For this immersive installation Tyree Guyton has transformed the gallery space into a specific subsect of the original Detroit neighborhood that he has developed and cared for over the past (nearly) 40 years. Guyton produces work through the divination of a spiritual world, in service of a broader community, He allows his collected objects to speak to him, after which point he works to create new assemblages and paintings that speak back to his world.
The Heidelberg Project, initiated by Guyton in 1986, is a living testament to the artist’s own biography and to the neighborhood that he grew up in. Located in Detroit’s McDougall-Hunt enclave, Guyton’s two block strip of Heidelberg street has been aptly characterized as an “open-air museum,” and is largely composed of polka dots, painted faces, children’s toys, car parts, clocks, and assemblage sculptures. Homes are repainted with vibrant colors and forms, after which Guyton adds miscellaneous objects directly on top. Heidelberg’s lawns are likewise populated by similar artifacts. The public’s ongoing engagement with the project is of reciprocal and transformative value, as the urban environment attests to the truism that art can really be anywhere and anything.
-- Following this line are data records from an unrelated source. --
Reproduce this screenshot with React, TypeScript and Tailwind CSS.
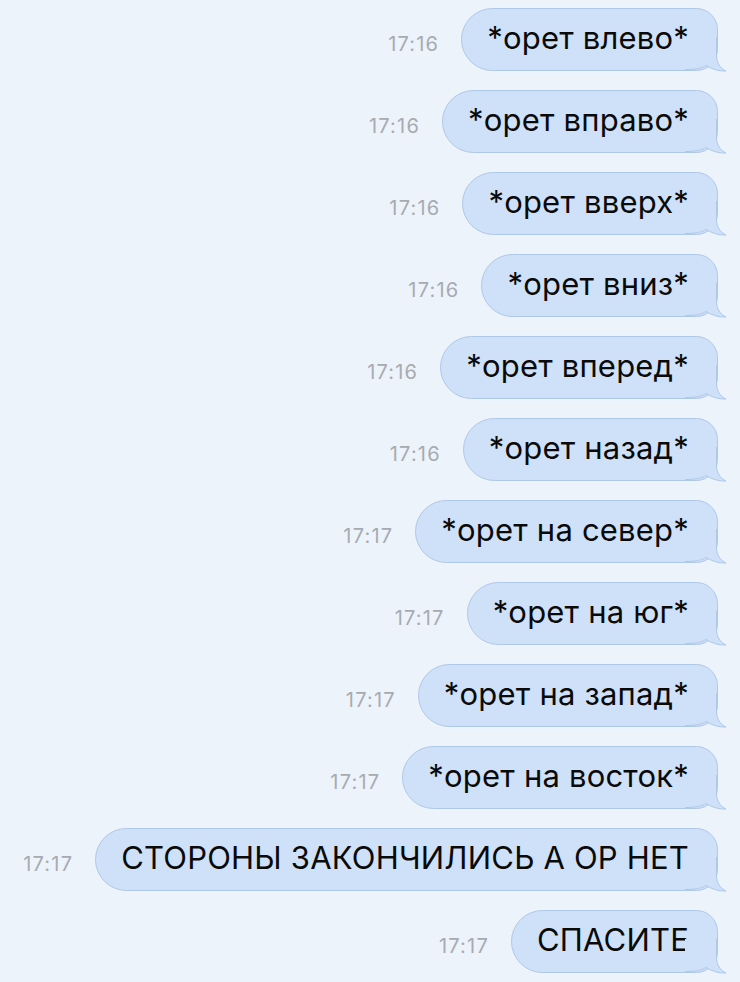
import React from "react";

const messages = [
  { time: "17:16", text: "*орет влево*" },
  { time: "17:16", text: "*орет вправо*" },
  { time: "17:16", text: "*орет вверх*" },
  { time: "17:16", text: "*орет вниз*" },
  { time: "17:16", text: "*орет вперед*" },
  { time: "17:16", text: "*орет назад*" },
  { time: "17:17", text: "*орет на север*" },
  { time: "17:17", text: "*орет на юг*" },
  { time: "17:17", text: "*орет на запад*" },
  { time: "17:17", text: "*орет на восток*" },
  { time: "17:17", text: "СТОРОНЫ ЗАКОНЧИЛИСЬ А ОР НЕТ" },
  { time: "17:17", text: "СПАСИТЕ" },
];

const Tail = () => (
  <svg width="44" height="36" viewBox="0 0 44 36" className="absolute right-[-12px] bottom-[-3px]">
    <path
      d="M0 0 H31.5 V18 C31.5 26 35 31 41 34 C34 34.5 27 32 21 28.5 C17 31 12 32.5 0 32.5 Z"
      fill="#cee1f9"
    />
    <path
      d="M31.5 0 V18 C31.5 26 35 31 41 34 C34 34.5 27 32 21 28.5 C17 31 12 32.5 0 32.5"
      fill="none"
      stroke="#afc8e8"
      strokeWidth="1"
    />
  </svg>
);

const App = () => {
  return (
    <div
      className="w-[740px] h-[982px] bg-[#edf3fb] overflow-hidden flex flex-col gap-[19px] pt-2 pr-[22px]"
      style={{ fontFamily: 'Inter, "Liberation Sans", sans-serif' }}
    >
      {messages.map((m, i) => (
        <div key={i} className="flex justify-end items-center">
          <span className="mr-[22px] mt-[9px] text-[20px] leading-5 tracking-[1.2px] text-[#a6abb2]">{m.time}</span>
          <div className="relative h-[63px] flex items-center pl-[25px] pr-[28px] pb-[5px] bg-[#cee1f9] border border-[#afc8e8] rounded-l-[32px] rounded-tr-[22px] rounded-br-[22px]">
            <span className="text-[31px] leading-none tracking-[0.2px] text-[#0a0a0a] whitespace-nowrap">{m.text}</span>
            <Tail />
          </div>
        </div>
      ))}
    </div>
  );
};

export default App;
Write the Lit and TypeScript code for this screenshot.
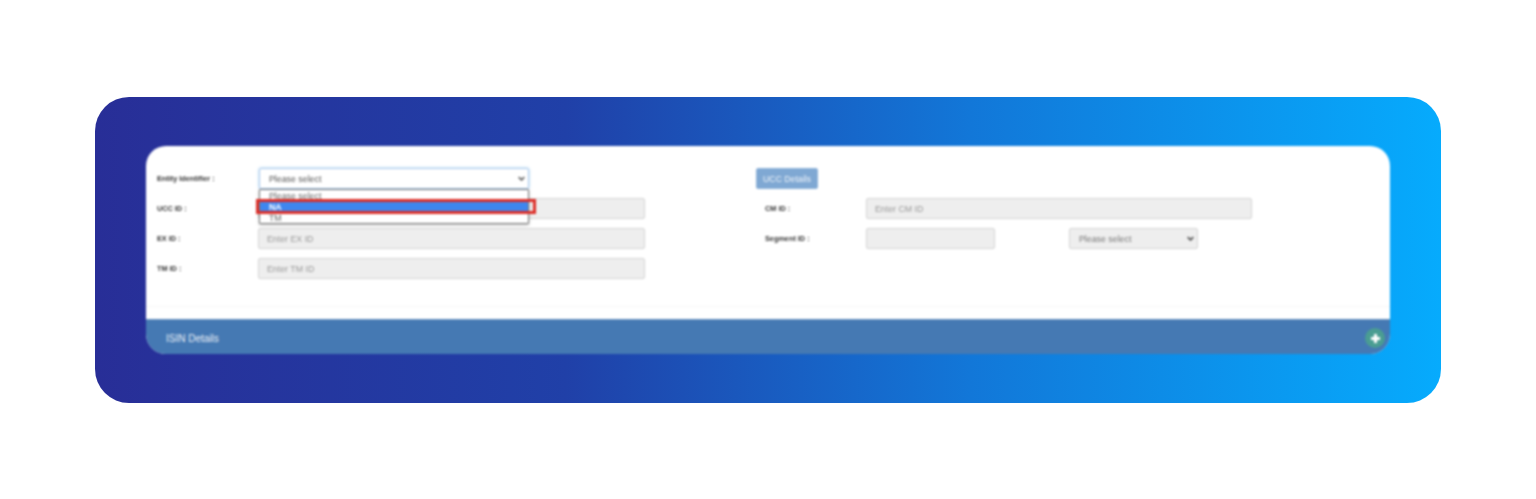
import { LitElement, html, css } from "lit";
import { customElement } from "lit/decorators.js";

@customElement("app-root")
export class AppRoot extends LitElement {
  static styles = css`
    :host { display: block; width: 100%; height: 499px; background: #fff; font-family: "Liberation Sans", Arial, sans-serif; }
    * { box-sizing: border-box; }
    .page { height: 499px; padding: 97px 95px 96px; }
    .outer { height: 306px; border-radius: 34px; padding: 49px 51px; background: linear-gradient(90deg, #282e97 0%, #2040a8 35%, #1277d8 65%, #06abfd 100%); }
    .card { height: 208px; background: #fff; border-radius: 20px; overflow: hidden; display: flex; flex-direction: column; filter: blur(0.8px); }
    .form { height: 173px; flex: none; padding: 22px 0 0 11px; position: relative; }
    .form-inner { display: grid; grid-template-columns: 101px 387px 111px 110px 386px; grid-auto-rows: 21px; row-gap: 9px; align-items: center; }
    .divider { height: 1px; background: #f7f7f7; margin-top: 27px; margin-left: -11px; }
    label { font-size: 7.3px; font-weight: 700; color: #333; padding-bottom: 1px; }
    .rl { grid-column: 4; padding-left: 9px; }
    .field { width: 100%; height: 21px; background: #eeeeee; border: 1px solid #d4d4d4; border-radius: 2px; padding: 0 8px; font: 8.8px "Liberation Sans", Arial, sans-serif; color: #888; display: flex; align-items: center; outline: none; }
    .field::placeholder { color: #999; opacity: 1; }
    .right-field { grid-column: 5; }
    .select-cell { position: relative; grid-column: 2; height: 21px; }
    .open-select { width: 270px; height: 21px; margin: 0 0 0 1px; background: #fff; border: 1px solid #a9c9ec; border-radius: 2px; box-shadow: 0 0 3px rgba(102,175,233,.6); padding: 0 3px 0 9px; font-size: 8.8px; color: #555; display: flex; align-items: center; justify-content: space-between; }
    .open-select svg { width: 7px; height: 5px; }
    .menu { position: absolute; left: 1px; top: 21px; width: 270px; height: 35px; background: #fff; border: 1px solid #777; border-radius: 1px; box-shadow: 0 1px 3px rgba(0,0,0,.3); padding-top: 1px; z-index: 3; font-size: 8.8px; color: #666; }
    .opt { height: 11px; line-height: 10px; padding-left: 9px; }
    .opt.sel { background: #3f86ee; color: #fff; font-weight: 700; }
    .redbox { position: absolute; left: -4px; top: 9px; width: 280px; height: 15px; border: 3px solid #dc2e28; }
    .btn-cell { grid-column: 4 / span 2; }
    .btn { width: 62px; height: 21px; background: #7fa8d3; color: #f2f6fc; font: 8.7px "Liberation Sans", Arial, sans-serif; border: 1px solid #8fb3da; border-radius: 2px; padding: 0; }
    .seg { grid-column: 5; display: flex; justify-content: flex-start; }
    .seg .a { width: 129px; flex: none; }
    .seg .sel-box { width: 129px; flex: none; margin-left: 74px; justify-content: space-between; padding: 0 3px 0 9px; color: #777; }
    .seg svg { width: 7px; height: 5px; }
    .bar { height: 35px; flex: none; background: #4579b3; border-top: 1px solid #6a93c2; display: flex; align-items: center; justify-content: space-between; padding: 2px 5px 0 20px; color: #e8eff7; font-size: 10px; }
    .plus { width: 20px; height: 20px; border-radius: 50%; background: #4a9d92; display: flex; align-items: center; justify-content: center; }
    .plus svg { width: 11px; height: 11px; }
  `;

  private chevron(color: string) {
    return html`<svg viewBox="0 0 10 6"><path d="M1 1l4 4 4-4" fill="none" stroke=${color} stroke-width="2.4"></path></svg>`;
  }

  render() {
    return html`
      <div class="page">
        <div class="outer">
          <div class="card">
            <div class="form">
              <div class="form-inner">
                <label>Entity Identifier :</label>
                <div class="select-cell">
                  <div class="open-select"><span>Please select</span>${this.chevron("#666")}</div>
                  <div class="menu">
                    <div class="opt">Please select</div>
                    <div class="opt sel">NA</div>
                    <div class="opt">TM</div>
                    <div class="redbox"></div>
                  </div>
                </div>
                <div class="btn-cell"><button class="btn">UCC Details</button></div>

                <label>UCC ID :</label>
                <input class="field" readonly placeholder="Enter UCC ID" />
                <label class="rl">CM ID :</label>
                <input class="field right-field" readonly placeholder="Enter CM ID" />

                <label>EX ID :</label>
                <input class="field" readonly placeholder="Enter EX ID" />
                <label class="rl">Segment ID :</label>
                <div class="seg">
                  <div class="field a"></div>
                  <div class="field sel-box"><span>Please select</span>${this.chevron("#555")}</div>
                </div>

                <label>TM ID :</label>
                <input class="field" readonly placeholder="Enter TM ID" />
              </div>
              <div class="divider"></div>
            </div>
            <div class="bar">
              <span>ISIN Details</span>
              <span class="plus"><svg viewBox="0 0 11 11"><path d="M5.5 1v9M1 5.5h9" stroke="#fff" stroke-width="3"></path></svg></span>
            </div>
          </div>
        </div>
      </div>
    `;
  }
}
Martos Gallery thus functions as a platform for the artist to transmute his characteristic energies in a New York context. Two walls are reconfigured as home exteriors, decorated with records on one side and stuffed animals on the other, the latter specifically recalling Heidelberg’s Party Animal House. The gallery’s back wall bears a trio of record-bearing trees, set beyond a bench packed with miscellaneous painted bricks and sundry objects. New Yorkers are thus offered a microcosm of Guyton’s expansive worldview, seeing his mind’s eye reverberating throughout the space.